Oh, and one last thing… UNLESS YOU’RE LUDICROUSLY RICH, THERE WILL BE NO BOOZE FOR YOU!! Ha! Good luck with that FIFA, you stupid miserable contemptible – (and easily bribed) – morons.
Phew! Had to get that off my chest.
So at 6pm I boarded the bus back to Java, over a month since I left. I’ll be heading to the Pelni shipping offices in the morning – I hope they’re open on Sundays – and by Wednesday I should be in Sorong, West Papua. I can’t get phone coverage at sea, but I’ll try to update my Twitter feed when we stop a Makassar in Sulawesi on the way. Wish me luck!!

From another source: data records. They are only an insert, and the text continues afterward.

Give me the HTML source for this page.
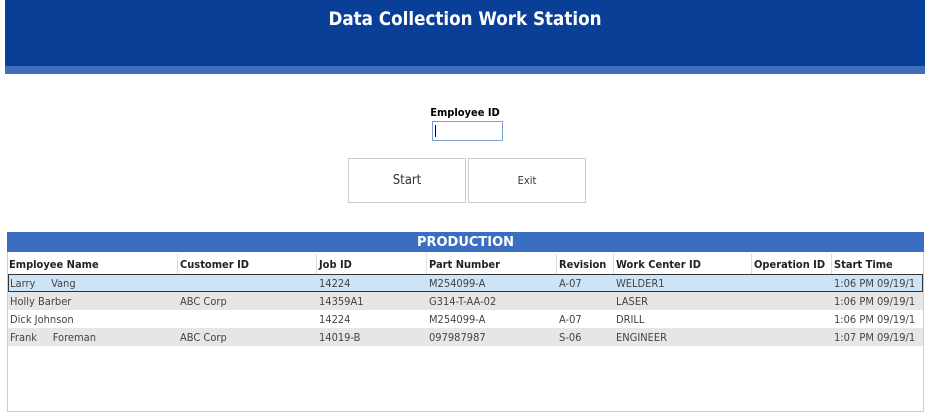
<!DOCTYPE html>
<html><head><style>
*{margin:0;padding:0;box-sizing:border-box}
body{width:930px;height:405px;background:#fff;position:relative;overflow:hidden;font-family:"DejaVu Sans","Liberation Sans",sans-serif}
.hdr{position:absolute;left:5px;top:0;width:920px;height:66px;background:#0a3f98}
.hdr2{position:absolute;left:5px;top:66px;width:920px;height:8px;background:#3f6ebf}
.title{position:absolute;left:0;width:930px;top:8px;text-align:center;color:#fff;font-size:19px;font-family:"DejaVu Sans Condensed","DejaVu Sans",sans-serif;font-weight:bold;transform:scaleX(0.98)}
.lbl{position:absolute;left:0;width:930px;top:106px;text-align:center;font-size:11px;font-weight:bold;font-family:"DejaVu Sans Condensed","DejaVu Sans",sans-serif}
.inp{position:absolute;left:432px;top:121px;width:71px;height:20px;border:1px solid #7aa0d0}
.inp:after{content:"";position:absolute;left:2px;top:3px;width:1px;height:12px;background:#000}
.btn{position:absolute;top:158px;width:118px;height:45px;border:1px solid #ccc;text-align:center;line-height:43px;font-family:"DejaVu Sans Condensed","DejaVu Sans",sans-serif;color:#333}
.panel{position:absolute;left:7px;top:232px;width:917px;height:180px;border:1px solid #ccc}
.pt{position:absolute;left:7px;top:232px;width:917px;height:20px;background:#3a6ec0;color:#fff;text-align:center;font-weight:bold;font-size:13px;line-height:21px}
.row{position:absolute;left:8px;width:915px;height:18px;font-size:11px;line-height:19px;color:#444;font-family:"DejaVu Sans Condensed","DejaVu Sans",sans-serif}
.row span{position:absolute;top:0;white-space:nowrap}
.h{font-weight:bold;color:#222;top:254px;height:20px;line-height:21px}
.h span{border-left:1px solid #ddd;padding-left:2px;margin-left:-3px}
</style></head><body>
<div class="hdr"></div><div class="hdr2"></div>
<div class="title">Data Collection Work Station</div>
<div class="lbl">Employee ID</div>
<div class="inp"></div>
<div class="btn" style="left:348px;font-size:13px">Start</div>
<div class="btn" style="left:468px;font-size:11px">Exit</div>
<div class="panel"></div>
<div class="pt">PRODUCTION</div>
<div class="row h"><span style="left:2px;border:0">Employee Name</span><span style="left:172px">Customer ID</span><span style="left:311px">Job ID</span><span style="left:421px">Part Number</span><span style="left:551px">Revision</span><span style="left:608px">Work Center ID</span><span style="left:746px">Operation ID</span><span style="left:826px">Start Time</span></div>
<div class="row" style="top:274px;background:#cde3f6;border:1px solid #333;line-height:17px"><span style="left:1px">Larry &nbsp;&nbsp;&nbsp;&nbsp;Vang</span><span style="left:310px">14224</span><span style="left:420px">M254099-A</span><span style="left:550px">A-07</span><span style="left:607px">WELDER1</span><span style="left:825px">1:06 PM 09/19/1</span></div>
<div class="row" style="top:292px;background:#e6e6e6"><span style="left:2px">Holly Barber</span><span style="left:172px">ABC Corp</span><span style="left:311px">14359A1</span><span style="left:421px">G314-T-AA-02</span><span style="left:608px">LASER</span><span style="left:826px">1:06 PM 09/19/1</span></div>
<div class="row" style="top:310px"><span style="left:2px">Dick Johnson</span><span style="left:311px">14224</span><span style="left:421px">M254099-A</span><span style="left:551px">A-07</span><span style="left:608px">DRILL</span><span style="left:826px">1:06 PM 09/19/1</span></div>
<div class="row" style="top:328px;background:#e6e6e6"><span style="left:2px">Frank &nbsp;&nbsp;&nbsp;&nbsp;Foreman</span><span style="left:172px">ABC Corp</span><span style="left:311px">14019-B</span><span style="left:421px">097987987</span><span style="left:551px">S-06</span><span style="left:608px">ENGINEER</span><span style="left:826px">1:07 PM 09/19/1</span></div>
</body></html>
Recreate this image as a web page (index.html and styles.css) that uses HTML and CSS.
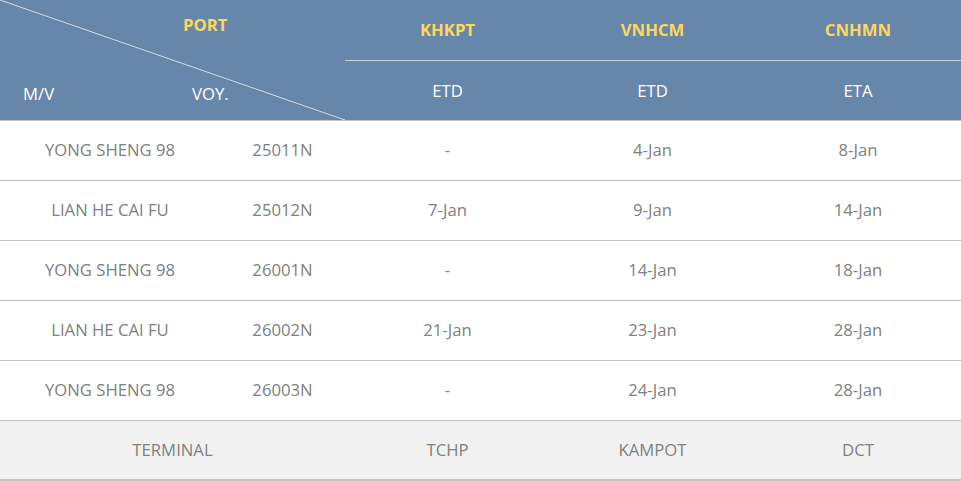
FILE: index.html
```html
<!DOCTYPE html>
<html>
<head>
<meta charset="utf-8">
<link rel="stylesheet" href="styles.css">
</head>
<body>
<div class="sched">
  <div class="head">
    <div class="diag">
      <svg class="diag-line" viewBox="0 0 345 120" preserveAspectRatio="none"><line x1="0" y1="0" x2="345" y2="120" stroke="#d6dbe2" stroke-width="1"/></svg>
      <div class="port-lbl">PORT</div>
      <div class="diag-bottom"><span class="mv">M/V</span><span class="voy">VOY.</span></div>
    </div>
    <div class="port">KHKPT</div>
    <div class="port">VNHCM</div>
    <div class="port">CNHMN</div>
    <div class="sub">ETD</div>
    <div class="sub">ETD</div>
    <div class="sub">ETA</div>
  </div>
  <div class="row"><div>YONG SHENG 98</div><div>25011N</div><div>-</div><div>4-Jan</div><div>8-Jan</div></div>
  <div class="row"><div>LIAN HE CAI FU</div><div>25012N</div><div>7-Jan</div><div>9-Jan</div><div>14-Jan</div></div>
  <div class="row"><div>YONG SHENG 98</div><div>26001N</div><div>-</div><div>14-Jan</div><div>18-Jan</div></div>
  <div class="row"><div>LIAN HE CAI FU</div><div>26002N</div><div>21-Jan</div><div>23-Jan</div><div>28-Jan</div></div>
  <div class="row"><div>YONG SHENG 98</div><div>26003N</div><div>-</div><div>24-Jan</div><div>28-Jan</div></div>
  <div class="row term"><div class="span2">TERMINAL</div><div>TCHP</div><div>KAMPOT</div><div>DCT</div></div>
</div>
</body>
</html>
```
FILE: styles.css
```css
html, body {
  margin: 0;
  padding: 0;
  background: #ffffff;
}
body {
  font-family: "Open Sans", "Noto Sans", sans-serif;
  font-size: 16.7px;
}
.sched {
  width: 961px;
}
.head, .row {
  display: grid;
  grid-template-columns: 220px 125px 205px 205px 206px;
}
.head {
  grid-template-rows: 61px 59px;
  background: #6787aa;
  color: #ffffff;
}
.diag {
  grid-column: 1 / span 2;
  grid-row: 1 / span 2;
  position: relative;
  display: flex;
  flex-direction: column;
}
.diag-line {
  position: absolute;
  left: 0;
  top: 0;
  width: 100%;
  height: 100%;
}
.port-lbl {
  color: #ffd75e;
  font-weight: bold;
  height: 60px;
  box-sizing: border-box;
  padding: 13px 0 0 183px;
  line-height: 24px;
}
.diag-bottom {
  display: flex;
  padding: 22px 0 0 23px;
  line-height: 24px;
}
.mv { width: 169px; }
.port {
  color: #ffd75e;
  font-weight: bold;
  display: flex;
  align-items: center;
  justify-content: center;
  box-sizing: border-box;
  border-bottom: 1px solid #c9cfd8;
  padding-bottom: 2px;
}
.sub {
  display: flex;
  align-items: center;
  justify-content: center;
  padding-bottom: 1px;
}
.row {
  height: 60px;
  box-sizing: border-box;
  border-top: 1px solid #c4c4c4;
  color: #808080;
}
.row > div {
  display: flex;
  align-items: center;
  justify-content: center;
  padding-bottom: 2px;
}
.row > .span2 {
  grid-column: 1 / span 2;
}
.term {
  background: #f1f1f1;
  border-bottom: 2px solid #c4c4c4;
  height: 61px;
}
```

*After watching the Paxman interview with a resigned-to-die Christopher Hitchens this week (which almost had me in tears, by the way), the most poignant moment was when Paxman asked if Hitch had any regrets about not leading a more healthy life. Hitch replied yes, but not for himself: for his family that he would be unjustly leaving behind years (if not decades) before his time.
If that doesn’t make you want to buckle up, fly straight and PACK IN THE FAGS, there really is no hope for you. This isn’t a rehearsal you know. This is all there is.